Nakibüleşrafların resmi daireleri, kendi konaklarında bulunur, maiyetinde çalışanlar da bu konaklarda hizmet ederlerdi. Taşrada da yine sadattan olmak üzere, nakibüleşraf kaymakamları, seyyid ve şeriflerin isimlerini ihtiva eden defterler tutarlardı. Merkezde ve taşrada tutulan bu defterlere Secere-i Tayyibe defteri denilirdi. Buraya bütün seyyidlerin ve şeriflerin isimleri Peygamber efendimize kadar silsileleri, evladı, ahfadı, ikametgahları kaydedilirdi.
İstanbul’da nakibüleşraftan sonra en yüksek rütbe alemdarlık idi. Vazifeleri, sefere çıkılacağı zaman, padişah tarafından nakibüleşrafa teslim edilen sancak-ı şerifin taşınması idi. Padişah sefere gittiğine, nakib efendi, beraberinde seyyid ve şerifleri de götürürdü. Sefer sırasında nakibüleşraf Sancak-ı şerifin dibinde yürürdü. Savaş sırasında seyyid ve şerifler Sancak-ı şerif altında tekbir ve salevat-ı şerife getirirlerdi.
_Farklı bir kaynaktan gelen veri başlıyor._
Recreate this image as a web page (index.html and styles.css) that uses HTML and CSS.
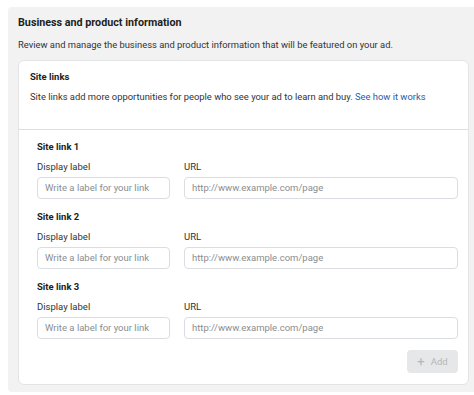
FILE: index.html
```html
<!DOCTYPE html>
<html>
<head>
<meta charset="utf-8">
<link rel="stylesheet" href="styles.css">
</head>
<body>
<div class="panel">
  <h1 class="panel-title">Business and product information</h1>
  <p class="panel-desc">Review and manage the business and product information that will be featured on your ad.</p>
  <div class="card">
    <div class="card-head">
      <h2 class="card-title">Site links</h2>
      <p class="card-desc">Site links add more opportunities for people who see your ad to learn and buy. <a class="link" href="#">See how it works</a></p>
    </div>
    <div class="card-body">
      <div class="group">
        <div class="group-title">Site link 1</div>
        <div class="fields">
          <label class="field"><span class="field-label">Display label</span><span class="input">Write a label for your link</span></label>
          <label class="field"><span class="field-label">URL</span><span class="input">http://www.example.com/page</span></label>
        </div>
      </div>
      <div class="group">
        <div class="group-title">Site link 2</div>
        <div class="fields">
          <label class="field"><span class="field-label">Display label</span><span class="input">Write a label for your link</span></label>
          <label class="field"><span class="field-label">URL</span><span class="input">http://www.example.com/page</span></label>
        </div>
      </div>
      <div class="group">
        <div class="group-title">Site link 3</div>
        <div class="fields">
          <label class="field"><span class="field-label">Display label</span><span class="input">Write a label for your link</span></label>
          <label class="field"><span class="field-label">URL</span><span class="input">http://www.example.com/page</span></label>
        </div>
      </div>
      <div class="actions">
        <button class="add-btn" type="button"><span class="plus">+</span>Add</button>
      </div>
    </div>
  </div>
</div>
</body>
</html>
```
FILE: styles.css
```css
html, body {
  margin: 0;
  padding: 0;
  background: #ffffff;
  overflow: hidden;
}
body {
  font-family: Roboto, "Liberation Sans", Arial, sans-serif;
  color: #1c1e21;
  width: 474px;
  height: 395px;
}
.panel {
  margin: 7px 0 0 8px;
  width: 466px;
  height: 385px;
  box-sizing: border-box;
  background: #f2f2f2;
  border-radius: 4px 0 0 4px;
  padding: 8px 0 0 10px;
}
.panel-title {
  margin: 0;
  font-size: 10.75px;
  line-height: 16px;
  font-weight: 700;
  color: #1c1e21;
}
.panel-desc {
  margin: 7px 0 0;
  font-size: 9.4px;
  line-height: 14px;
  color: #303338;
}
.card {
  margin-top: 8px;
  width: 451px;
  box-sizing: border-box;
  background: #ffffff;
  border: 1px solid #e3e4e6;
  border-radius: 6px;
}
.card-head {
  padding: 9px 11px 0;
  height: 69px;
  box-sizing: border-box;
  border-bottom: 1px solid #dcdee1;
}
.card-title {
  margin: 0;
  font-size: 9.5px;
  line-height: 14px;
  font-weight: 700;
}
.card-desc {
  margin: 6px 0 0;
  font-size: 9.4px;
  line-height: 14px;
  color: #303338;
}
.link {
  color: #2b5aa6;
  text-decoration: none;
}
.card-body {
  padding: 10px 10px 11px 18px;
}
.group {
  margin-bottom: 11px;
}
.group-title {
  font-size: 9.5px;
  line-height: 14px;
  font-weight: 700;
}
.fields {
  display: grid;
  grid-template-columns: 133px 1fr;
  column-gap: 14px;
  margin-top: 6px;
}
.field {
  display: flex;
  flex-direction: column;
}
.field-label {
  font-size: 9.5px;
  line-height: 14px;
  margin-bottom: 3px;
  color: #303338;
}
.input {
  height: 22px;
  box-sizing: border-box;
  border: 1px solid #dadde1;
  border-radius: 4px;
  padding: 0 7px;
  font-size: 9.5px;
  line-height: 20px;
  color: #8a8d91;
  white-space: nowrap;
}
.actions {
  display: flex;
  justify-content: flex-end;
  margin-top: 2px;
}
.add-btn {
  width: 51px;
  height: 23px;
  border: none;
  border-radius: 4px;
  background: #e6e7e9;
  color: #b4b6b9;
  font-family: inherit;
  font-size: 9.5px;
  display: flex;
  align-items: center;
  justify-content: center;
  gap: 6px;
  padding: 0;
}
.plus {
  font-size: 13px;
  line-height: 1;
}
```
Nakibüleşraflar, yaptıkları kıymetli hizmet dolayısı ile iltifat görürlerdi. Padişahlar tarafından kendilerine yazılan ferman ve beratlarda, makamlarına ve yaptıkları hizmetlerin üstünlüğüne uygun tazim ifadeleri kullanılırdı. Onlara sikayet, yani zemzem dağıtma vazifesi ve divan-ı mezalim, yani adalet divanı reisliği gibi yüksek memuriyetler verilirdi.